Data items
● ● ● ● ●

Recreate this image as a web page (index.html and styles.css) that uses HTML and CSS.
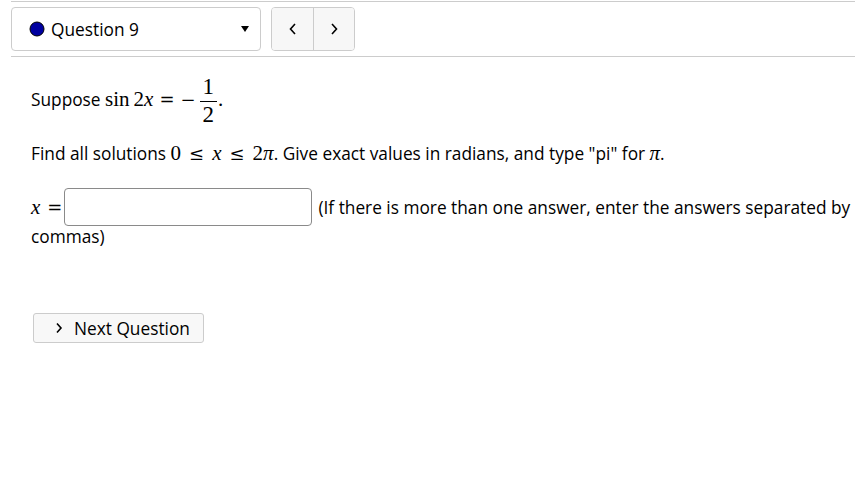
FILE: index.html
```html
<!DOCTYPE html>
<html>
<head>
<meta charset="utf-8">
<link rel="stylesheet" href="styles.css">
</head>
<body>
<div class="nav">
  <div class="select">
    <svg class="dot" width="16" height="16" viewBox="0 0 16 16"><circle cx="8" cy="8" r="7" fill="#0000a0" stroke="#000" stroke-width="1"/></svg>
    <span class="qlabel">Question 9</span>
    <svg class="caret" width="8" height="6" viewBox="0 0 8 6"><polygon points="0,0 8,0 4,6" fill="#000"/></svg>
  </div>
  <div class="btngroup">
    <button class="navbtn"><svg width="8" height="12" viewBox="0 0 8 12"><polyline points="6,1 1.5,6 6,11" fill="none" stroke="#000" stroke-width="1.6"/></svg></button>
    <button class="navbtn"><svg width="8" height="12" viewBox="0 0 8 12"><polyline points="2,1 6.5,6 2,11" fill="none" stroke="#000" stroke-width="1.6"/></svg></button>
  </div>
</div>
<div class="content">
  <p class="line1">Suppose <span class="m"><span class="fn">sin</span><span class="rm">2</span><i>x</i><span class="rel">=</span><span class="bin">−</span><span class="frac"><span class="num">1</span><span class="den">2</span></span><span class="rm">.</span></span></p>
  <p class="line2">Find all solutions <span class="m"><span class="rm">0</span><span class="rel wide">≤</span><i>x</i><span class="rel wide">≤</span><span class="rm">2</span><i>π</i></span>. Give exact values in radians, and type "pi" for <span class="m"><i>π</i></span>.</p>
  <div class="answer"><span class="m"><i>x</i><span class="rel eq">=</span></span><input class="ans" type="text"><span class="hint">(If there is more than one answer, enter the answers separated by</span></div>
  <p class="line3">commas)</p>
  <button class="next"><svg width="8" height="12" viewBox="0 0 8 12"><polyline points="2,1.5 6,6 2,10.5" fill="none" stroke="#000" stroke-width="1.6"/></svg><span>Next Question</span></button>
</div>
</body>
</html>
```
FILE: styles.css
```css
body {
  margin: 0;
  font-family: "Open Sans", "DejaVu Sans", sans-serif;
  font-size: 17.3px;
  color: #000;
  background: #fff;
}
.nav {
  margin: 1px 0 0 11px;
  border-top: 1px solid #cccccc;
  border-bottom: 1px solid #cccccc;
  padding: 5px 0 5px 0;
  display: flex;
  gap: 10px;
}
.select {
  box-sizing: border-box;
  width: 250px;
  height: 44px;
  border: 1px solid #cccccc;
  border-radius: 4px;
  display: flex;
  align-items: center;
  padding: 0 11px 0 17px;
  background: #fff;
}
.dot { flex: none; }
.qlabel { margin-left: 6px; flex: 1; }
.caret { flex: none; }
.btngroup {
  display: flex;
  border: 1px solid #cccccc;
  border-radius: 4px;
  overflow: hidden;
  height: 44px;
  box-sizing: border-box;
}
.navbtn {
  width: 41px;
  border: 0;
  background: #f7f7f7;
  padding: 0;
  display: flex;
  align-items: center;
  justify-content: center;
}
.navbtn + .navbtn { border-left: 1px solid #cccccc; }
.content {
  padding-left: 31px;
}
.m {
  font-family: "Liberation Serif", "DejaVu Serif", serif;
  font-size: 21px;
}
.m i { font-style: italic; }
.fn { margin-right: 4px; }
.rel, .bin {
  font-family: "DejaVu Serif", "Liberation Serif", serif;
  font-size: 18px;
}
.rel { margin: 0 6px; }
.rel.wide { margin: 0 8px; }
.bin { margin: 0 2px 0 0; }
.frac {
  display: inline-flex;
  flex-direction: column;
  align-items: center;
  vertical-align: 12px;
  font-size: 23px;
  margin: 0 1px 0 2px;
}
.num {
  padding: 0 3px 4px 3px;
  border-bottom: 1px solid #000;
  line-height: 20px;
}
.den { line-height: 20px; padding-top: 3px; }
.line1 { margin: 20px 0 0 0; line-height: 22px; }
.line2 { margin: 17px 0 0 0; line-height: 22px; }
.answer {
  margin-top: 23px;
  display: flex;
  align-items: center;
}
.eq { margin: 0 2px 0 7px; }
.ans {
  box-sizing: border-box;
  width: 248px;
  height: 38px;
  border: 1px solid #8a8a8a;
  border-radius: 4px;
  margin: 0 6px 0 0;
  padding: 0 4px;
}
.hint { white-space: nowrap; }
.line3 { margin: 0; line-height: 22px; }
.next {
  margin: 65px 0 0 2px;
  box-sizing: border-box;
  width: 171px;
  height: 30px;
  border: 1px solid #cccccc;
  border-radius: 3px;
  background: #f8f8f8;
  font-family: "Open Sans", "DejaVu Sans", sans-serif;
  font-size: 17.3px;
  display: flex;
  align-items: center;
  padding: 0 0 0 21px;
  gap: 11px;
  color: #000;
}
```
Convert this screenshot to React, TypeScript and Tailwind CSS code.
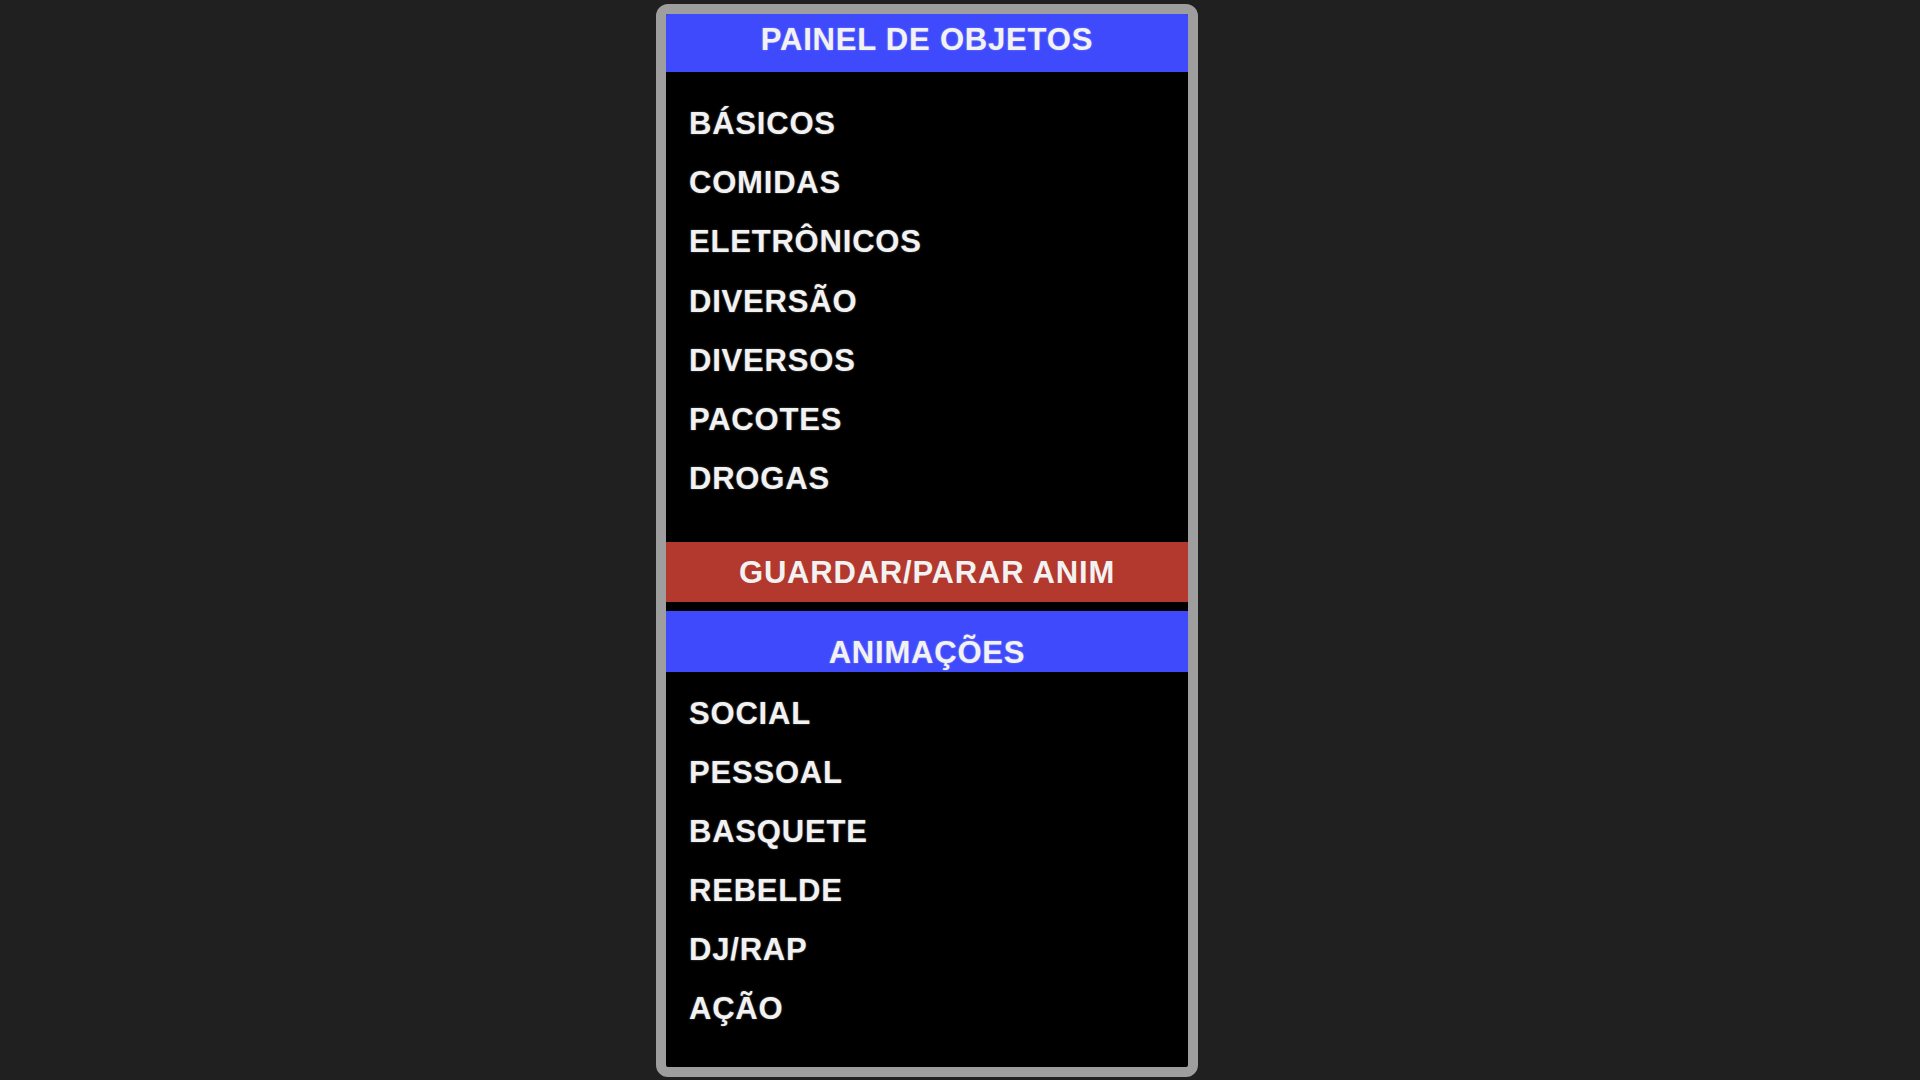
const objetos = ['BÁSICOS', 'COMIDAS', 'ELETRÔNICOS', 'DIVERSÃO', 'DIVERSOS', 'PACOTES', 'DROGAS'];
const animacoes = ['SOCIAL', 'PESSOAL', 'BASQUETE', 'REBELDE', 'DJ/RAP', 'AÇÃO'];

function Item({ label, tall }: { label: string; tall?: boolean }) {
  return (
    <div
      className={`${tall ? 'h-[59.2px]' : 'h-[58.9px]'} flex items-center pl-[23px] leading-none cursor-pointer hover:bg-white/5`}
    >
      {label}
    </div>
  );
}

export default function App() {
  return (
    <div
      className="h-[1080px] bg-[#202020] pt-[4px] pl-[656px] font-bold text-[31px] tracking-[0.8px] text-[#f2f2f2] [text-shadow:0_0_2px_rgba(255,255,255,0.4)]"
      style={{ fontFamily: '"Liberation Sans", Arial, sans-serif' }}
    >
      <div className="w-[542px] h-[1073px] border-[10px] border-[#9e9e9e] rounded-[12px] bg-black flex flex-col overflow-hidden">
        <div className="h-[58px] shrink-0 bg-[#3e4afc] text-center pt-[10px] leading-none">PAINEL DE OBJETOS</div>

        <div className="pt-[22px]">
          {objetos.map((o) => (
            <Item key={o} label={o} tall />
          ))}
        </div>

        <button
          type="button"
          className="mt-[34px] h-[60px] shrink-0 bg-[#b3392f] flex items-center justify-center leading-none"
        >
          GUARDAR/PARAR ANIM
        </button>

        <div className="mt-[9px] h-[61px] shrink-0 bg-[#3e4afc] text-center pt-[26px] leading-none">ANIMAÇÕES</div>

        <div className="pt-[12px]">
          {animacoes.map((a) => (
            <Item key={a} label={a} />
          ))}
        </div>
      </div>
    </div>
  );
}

● ● ● ● ●

**Exercise task**
From the line that has "Convert this screenshot" through the line that has "['SOCIAL', 'PESSOAL', 'BASQUETE', 'REBELDE', 'DJ/RAP', 'AÇÃO'];", reproduce each line exactly as it stands and nothing else; do not include any pictures.

**Answer in full**
Convert this screenshot to React, TypeScript and Tailwind CSS code.
const objetos = ['BÁSICOS', 'COMIDAS', 'ELETRÔNICOS', 'DIVERSÃO', 'DIVERSOS', 'PACOTES', 'DROGAS'];
const animacoes = ['SOCIAL', 'PESSOAL', 'BASQUETE', 'REBELDE', 'DJ/RAP', 'AÇÃO'];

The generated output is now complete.